The love it took to leave you, is the title track to Colin Stetson’s first solo recording since 2017. It features new ways of capturing his music and instrumentation, intensifying his practice and to continue challenging the historical canon of the bass saxophone while crafting emotive, haunting and harmonically innovative music. Recorded over a week in early 2023 at The Darling Foundry, a 144-year old former metalworks facility in Montreal now transformed into a 3500m3 contemporary art complex, with a voluminous main room that still maintains its raw architecture of brick, concrete and steel. Colin says “We were using the same live setup as I normally would to amplify—a full PA in the building’s spaces—so we were really able to move the kind of air that I can move—really saturating the room, hitting the walls hard. And then we further fleshed it out.”
Another chapter in a larger odyssey inscribed through every solo recording, The love it took to leave you is a story told through the singular melding of Colin’s breath and body, with an arsenal of saxophones and clarinet. Resembling a yet to be published graphic novel, each track plots a course in an overarching tale that spins through a range of scenarios, moods, visions and landscapes.This is the art of storytelling wrought instrumentally. His masterful catalog of film scores illustrate his profound knack for cracking the codes of music as narrative support—and as narrative embodied in his solo releases. Following last year’s award winning album When we were that what wept from the sea, a sort of sunset parable to the trilogy of albums he launched with New History of Warfare Vol. 1 in 2007—this one acts as a prequel, the origin story in his ongoing world-building dramaturgy. Fully conceived, but not formally written, he describes his elaborate storyline as a “scaffolding to write around, offering a set of images, scenes and an overall story arc, it gives the music shape and emotional contour. It’s not simply just offering up an aesthetic.”
Vulnerable and ferocious all at once, the album is a full-throttled culmination of decades of technical, physical and creative labour between a man and his saxophone. Colin has completely re-contextualized and re-articulated the instrument in passionately expressive and unorthodox ways. Dedicated to an absolute reality of the moment in his solo recordings: one-take, no virtual effects, no overdubbing, he’s developed meticulous modes of recording and production that capture and amplify every minute detail of his astonishing playing style.

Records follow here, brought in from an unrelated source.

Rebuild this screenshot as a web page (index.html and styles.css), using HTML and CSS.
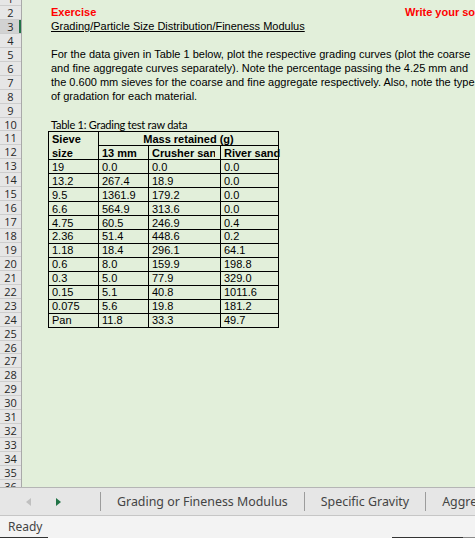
FILE: index.html
```html
<!DOCTYPE html>
<html>
<head>
<meta charset="utf-8">
<link rel="stylesheet" href="styles.css">
</head>
<body>
<div class="app">
  <div class="grid">
    <div class="rowhdr">
      <div class="rh">1</div><div class="rh">2</div><div class="rh sel">3</div><div class="rh">4</div>
      <div class="rh">5</div><div class="rh">6</div><div class="rh">7</div><div class="rh">8</div>
      <div class="rh">9</div><div class="rh">10</div><div class="rh">11</div><div class="rh">12</div>
      <div class="rh">13</div><div class="rh">14</div><div class="rh">15</div><div class="rh">16</div>
      <div class="rh">17</div><div class="rh">18</div><div class="rh">19</div><div class="rh">20</div>
      <div class="rh">21</div><div class="rh">22</div><div class="rh">23</div><div class="rh">24</div>
      <div class="rh">25</div><div class="rh">26</div><div class="rh">27</div><div class="rh">28</div>
      <div class="rh">29</div><div class="rh">30</div><div class="rh">31</div><div class="rh">32</div>
      <div class="rh">33</div><div class="rh">34</div><div class="rh">35</div><div class="rh">36</div>
    </div>
    <div class="cells">
      <div class="r title-row"><span class="ex">Exercise</span><span class="ex">Write your solution here</span></div>
      <div class="r"><span class="sub">Grading/Particle Size Distribution/Fineness Modulus</span></div>
      <div class="r"></div>
      <div class="r">For the data given in Table 1 below, plot the respective grading curves (plot the coarse</div>
      <div class="r">and fine aggregate curves separately). Note the percentage passing the 4.25 mm and</div>
      <div class="r">the 0.600 mm sieves for the coarse and fine aggregate respectively. Also, note the type</div>
      <div class="r">of gradation for each material.</div>
      <div class="r"></div>
      <div class="r caption">Table 1: Grading test raw data</div>
      <table class="data">
        <colgroup><col class="cb"><col class="cc"><col class="cd"><col class="ce"></colgroup>
        <tr><td class="b top">Sieve</td><td class="b ctr" colspan="3">Mass retained (g)</td></tr>
        <tr><td class="b bot">size</td><td class="b">13 mm</td><td class="b clip"><div class="clipbox">Crusher sand</div></td><td class="b">River sand</td></tr>
        <tr><td>19</td><td>0.0</td><td>0.0</td><td>0.0</td></tr>
        <tr><td>13.2</td><td>267.4</td><td>18.9</td><td>0.0</td></tr>
        <tr><td>9.5</td><td>1361.9</td><td>179.2</td><td>0.0</td></tr>
        <tr><td>6.6</td><td>564.9</td><td>313.6</td><td>0.0</td></tr>
        <tr><td>4.75</td><td>60.5</td><td>246.9</td><td>0.4</td></tr>
        <tr><td>2.36</td><td>51.4</td><td>448.6</td><td>0.2</td></tr>
        <tr><td>1.18</td><td>18.4</td><td>296.1</td><td>64.1</td></tr>
        <tr><td>0.6</td><td>8.0</td><td>159.9</td><td>198.8</td></tr>
        <tr><td>0.3</td><td>5.0</td><td>77.9</td><td>329.0</td></tr>
        <tr><td>0.15</td><td>5.1</td><td>40.8</td><td>1011.6</td></tr>
        <tr><td>0.075</td><td>5.6</td><td>19.8</td><td>181.2</td></tr>
        <tr><td>Pan</td><td>11.8</td><td>33.3</td><td>49.7</td></tr>
      </table>
    </div>
  </div>
  <div class="tabbar">
    <div class="nav">
      <svg class="arr" width="6" height="8" viewBox="0 0 6 8"><path d="M5 0 L0 4 L5 8 Z" fill="#c0c0c0"/></svg>
      <svg class="arr" width="6" height="8" viewBox="0 0 6 8"><path d="M0 0 L5 4 L0 8 Z" fill="#217346"/></svg>
    </div>
    <div class="tab">Grading or Fineness Modulus</div>
    <div class="tab">Specific Gravity</div>
    <div class="tab">Aggregate</div>
  </div>
  <div class="status">
    <div class="ready">Ready</div>
    <div class="strip"><span class="s1"></span><span class="s2"></span><span class="s3"></span><span class="s4"></span></div>
  </div>
</div>
</body>
</html>
```
FILE: styles.css
```css
html, body { margin: 0; padding: 0; }
body { width: 475px; height: 538px; overflow: hidden; background: #e2efda; }
.app { width: 475px; height: 538px; display: flex; flex-direction: column; overflow: hidden; }

.grid { height: 487px; display: flex; overflow: hidden; background: #e2efda; flex: none; }
.rowhdr {
  width: 22px; flex: none; background: #e6e6e6; border-right: 1px solid #a9a9a9;
  box-sizing: border-box; margin-top: -7.94px; display: flex; flex-direction: column;
}
.rh {
  height: 13.94px; flex: none; box-sizing: border-box; border-bottom: 1px solid #cdcdcd;
  font-family: "Open Sans", "Noto Sans", sans-serif; font-size: 11px; line-height: 13px;
  color: #262626; text-align: center;
}
.rh.sel { background: #d2d2d2; box-shadow: inset -2px 0 0 #217346; }

.cells { flex: 1; padding: 6px 0 0 26px; overflow: hidden; min-width: 0;
  font-family: "Liberation Sans", Arial, sans-serif; font-size: 11px; color: #000; }
.r { height: 13.94px; line-height: 13.94px; padding-left: 3px; white-space: nowrap; }
.title-row { display: flex; }
.ex { color: #ff0000; font-weight: bold; white-space: nowrap; }
.ex:first-child { width: 354px; flex: none; }
.sub { text-decoration: underline; }
.caption { font-family: "Lato", "Liberation Sans", sans-serif; font-size: 11px; letter-spacing: -0.25px; }

.data { border-collapse: collapse; table-layout: fixed; width: 230px; }
.cb { width: 50px; } .cc { width: 50px; } .cd { width: 72px; } .ce { width: 58px; }
.data td {
  height: 13.94px; padding: 0 3px; line-height: 12px; border: 1px solid #000;
  white-space: nowrap; box-sizing: border-box; font-size: 11px;
}
.data td.b { font-weight: bold; }
.data td.ctr { text-align: center; }
.data td.clip { padding-right: 0; }
.clipbox { overflow: hidden; white-space: nowrap; width: 63px; }
.data td.top { border-bottom-style: hidden; }
.data td.bot { border-top-style: hidden; }

.tabbar {
  height: 29px; flex: none; box-sizing: border-box; background: #e6e6e6;
  border-top: 1px solid #b5b5b5; border-bottom: 1px solid #c6c6c6;
  display: flex; align-items: center; overflow: hidden;
  font-family: "Noto Sans", "Open Sans", sans-serif; font-size: 12.4px; color: #444;
}
.nav { width: 100px; flex: none; display: flex; align-items: center; gap: 24px; padding-left: 26px; box-sizing: border-box; }
.tab { flex: none; height: 19px; line-height: 19px; padding: 0 16px; border-left: 1px solid #9c9c9c; white-space: nowrap; }

.status { height: 22px; flex: none; background: #f3f3f3; display: flex; flex-direction: column; }
.ready { flex: 1; padding-left: 8px; font-family: "Noto Sans", "Open Sans", sans-serif; font-size: 12px; line-height: 21px; color: #444; }
.strip { height: 2px; display: flex; flex: none; }
.strip span { display: block; height: 2px; }
.s1 { width: 48px; background: #333; }
.s2 { width: 344px; background: transparent; }
.s3 { width: 71px; background: #333; }
.s4 { flex: 1; background: #8a8a8a; }
```
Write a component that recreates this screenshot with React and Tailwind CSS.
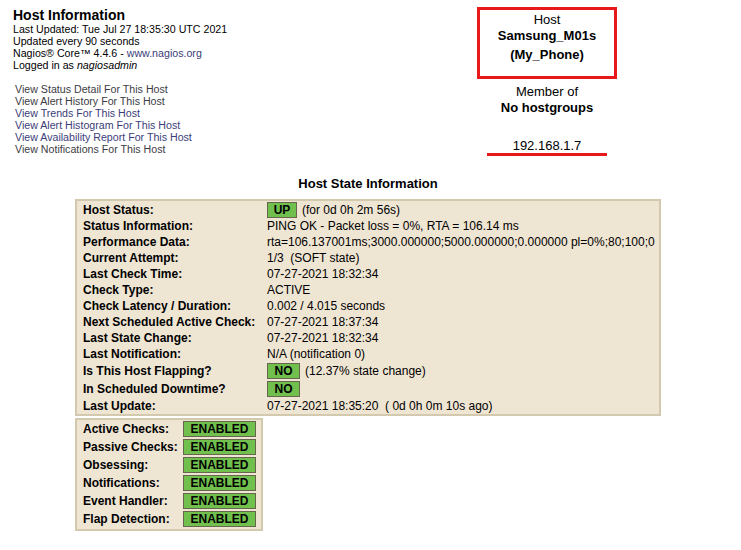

Entangled with his own physical body, he coaxes songs from his instrument using virtuosic circular breathing techniques that produce polyphonic overtones, creating otherworldly and affective harmonic passages. With an array of microphones and exaggerated sonification, his voice is captured by a dog-collar device on his throat, and the noise and rhythm of the finger keys and pads become enhanced percussive elements—as he stretches the amplification possibilities of the entire horn.
Admittedly his most fully realized work, The love it took to leave you is a perfect storm of technical, musical and compositional complexity and achievement. “The essence of it is me. It's the most personal thing that I do—and can do. There's an evolution of my body and technical capabilities that keeps on, so every time I make another record, there are things that I could only have played now.”